Andrew Young stated, "Stan Levison was one of the closest friends Martin King and I ever had. Of all the unknown supporters of the civil rights movement, he was perhaps the most important." Coretta Scott King said, "Stanley Levison was more than one of my husband's most loyal and supportive friends. He was [a] trusted and dedicated adviser, a role he continued to play in support of my work at the Martin Luther King Jr. Center for Social Change."

=== Surveillance by the FBI ===

In the early 1950s, the FBI considered Levison to be a major financial coordinator for the Communist Party USA (CPUSA) and began to monitor his activities. The FBI had him under the surveillance of Jack and Morris Childs, two former CPUSA members who became FBI informants. According to the FBI, Levison's CPUSA activities ended in 1957. In 1978, one year before his death, Levison asserted "I was not nor am I now a member of the Communist Party."

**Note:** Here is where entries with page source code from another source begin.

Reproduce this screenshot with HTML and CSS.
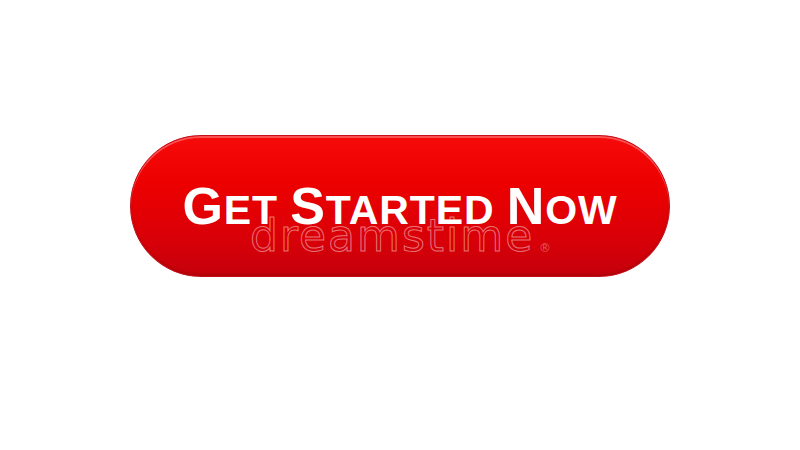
FILE: index.html
```html
<!DOCTYPE html>
<html lang="en">

<head>
  <meta charset="UTF-8">
  <meta name="viewport" content="width=device-width, initial-scale=1.0">
  <title>Get Started Now</title>
  <link rel="stylesheet" href="styles.css">
</head>

<body>

  <div class="stage">
    <a class="cta-button" href="#">
      <span class="label"><span class="cap">G</span>et <span class="cap">S</span>tarted <span class="cap">N</span>ow</span>
      <svg class="mark" width="330" height="56" viewBox="0 0 330 56">
        <text x="1" y="42" class="mark-word">dreamstime</text>
        <text x="290" y="43" class="mark-reg">®</text>
      </svg>
    </a>
  </div>

</body>

</html>
```

FILE: styles.css
```css
body {
  margin: 0;
  background: #ffffff;
  font-family: "Liberation Sans", Arial, sans-serif;
}

.stage {
  display: flex;
  justify-content: center;
  padding-top: 135px;
}

/* red pill button */
.cta-button {
  position: relative;
  display: flex;
  align-items: center;
  justify-content: center;
  width: 540px;
  height: 142px;
  box-sizing: border-box;
  border-radius: 71px;
  border: 1px solid #c3101c;
  background: linear-gradient(to bottom, #f60a0a 0%, #ec0000 35%, #d80008 75%, #c4000c 100%);
  box-shadow: inset 0 2px 0 rgba(255, 140, 140, 0.55), inset 0 -2px 2px rgba(120, 0, 0, 0.25);
  text-decoration: none;
}

.label {
  position: relative;
  z-index: 1;
  color: #ffffff;
  font-weight: bold;
  font-size: 41px;
  text-transform: uppercase;
  letter-spacing: 0.9px;
  line-height: 1;
}

.label .cap {
  font-size: 52px;
}

/* faint outlined watermark over the button */
.mark {
  position: absolute;
  left: 118px;
  top: 73px;
}

.mark-word {
  font-family: "DejaVu Sans", sans-serif;
  font-size: 44px;
  letter-spacing: 2px;
  fill: none;
  stroke: #ffffff;
  stroke-opacity: 0.45;
  stroke-width: 1;
}

.mark-reg {
  font-family: "DejaVu Sans", sans-serif;
  font-size: 12px;
  fill: #ffffff;
  fill-opacity: 0.35;
}
```
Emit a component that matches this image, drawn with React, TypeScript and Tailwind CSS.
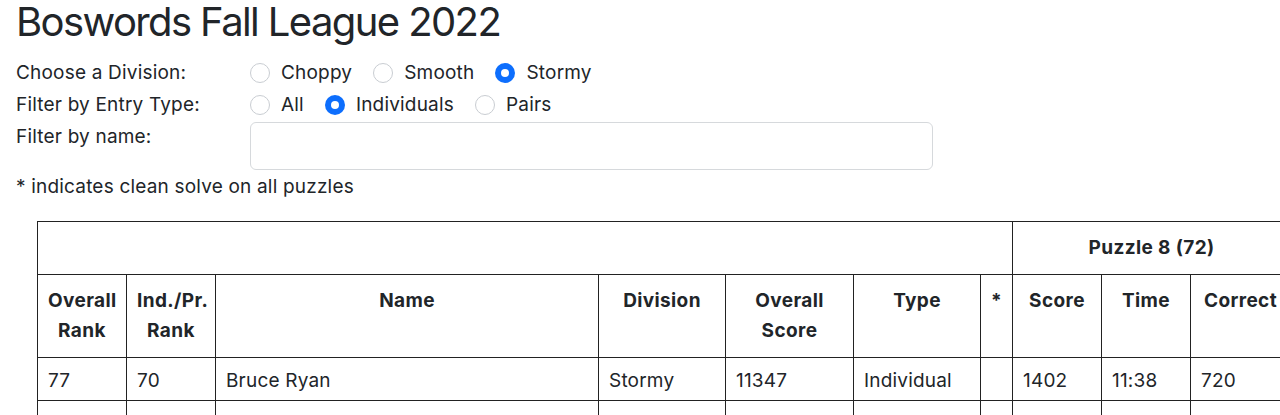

He was questioned by the FBI twice, on February 9 and March 4, 1960. Two years later, on April 30, 1962, he was called to testify under subpoena at an executive session of the Senate Subcommittee on Internal Security, where he was represented by William Kunstler. Large parts of his testimony are still classified.

Although there was no evidence of Levison having further ties to the CPUSA, the FBI used his earlier communist history to justify wiretaps and bugs on his offices and the offices and hotel rooms of Martin Luther King. FBI Director J. Edgar Hoover had long associated the civil rights movement with communism, and he strongly expected that Levison would use or manipulate King to stimulate political unrest within the United States. In 2012, Tim Weiner wrote in his history of the FBI that Hoover believed Levison had "indoctrinated King in Marxist thought and subversive strategies", and that King was "part of Moscow's grand design to subvert the United States of America."

== Death ==
After suffering from cancer and diabetes, Levison died in 1979.

==Legacy==
Levison's role as advisor and friend to King was portrayed by actor Steven Hill in King, a 1978 television miniseries. He was portrayed by Larry Keith in the 1983 miniseries Kennedy. He is also portrayed by Bruce Nozick in the 2016 television film All the Way. His name is mentioned in the 2011 biographical film J. Edgar.

Levison's role as advisor and friend to King was documented in the 2021 documentary film MLK/FBI, directed by Sam Pollard. The film is based on declassified FBI files and includes archival materials. NPR states, "As MLK/FBI explains, it's King's association with Stanley Levison, a progressive lawyer and businessman with Communist Party ties, that initially caught the attention of Hoover." The New Yorker review states, "Of particular interest to the Bureau was King’s close associate Stanley Levison, who had formerly harbored Communist sympathies and, as a treasurer in the American Jewish Congress, had supported the defense of the Rosenbergs. On the strength of such weak links, Robert Kennedy, the Attorney General, was asked to approve the covert wiretapping of King, whom he openly admired. Kennedy complied."

==Sources==
- Taylor Branch, At Canaan's Edge: America in the King Years, 1965-68.
- Taylor Branch, Pillar of Fire: America in the King Years, 1963-65.
- Taylor Branch, Parting the Waters: America in the King Years, 1954-63.
- Ben Kamin, Dangerous Friendship: Stanley Levison, Martin Luther King, Jr., and the Kennedy Brothers. Michigan State University Press, 2014.
- Tim Weiner, Enemies: A History of the FBI. Random House, 2012.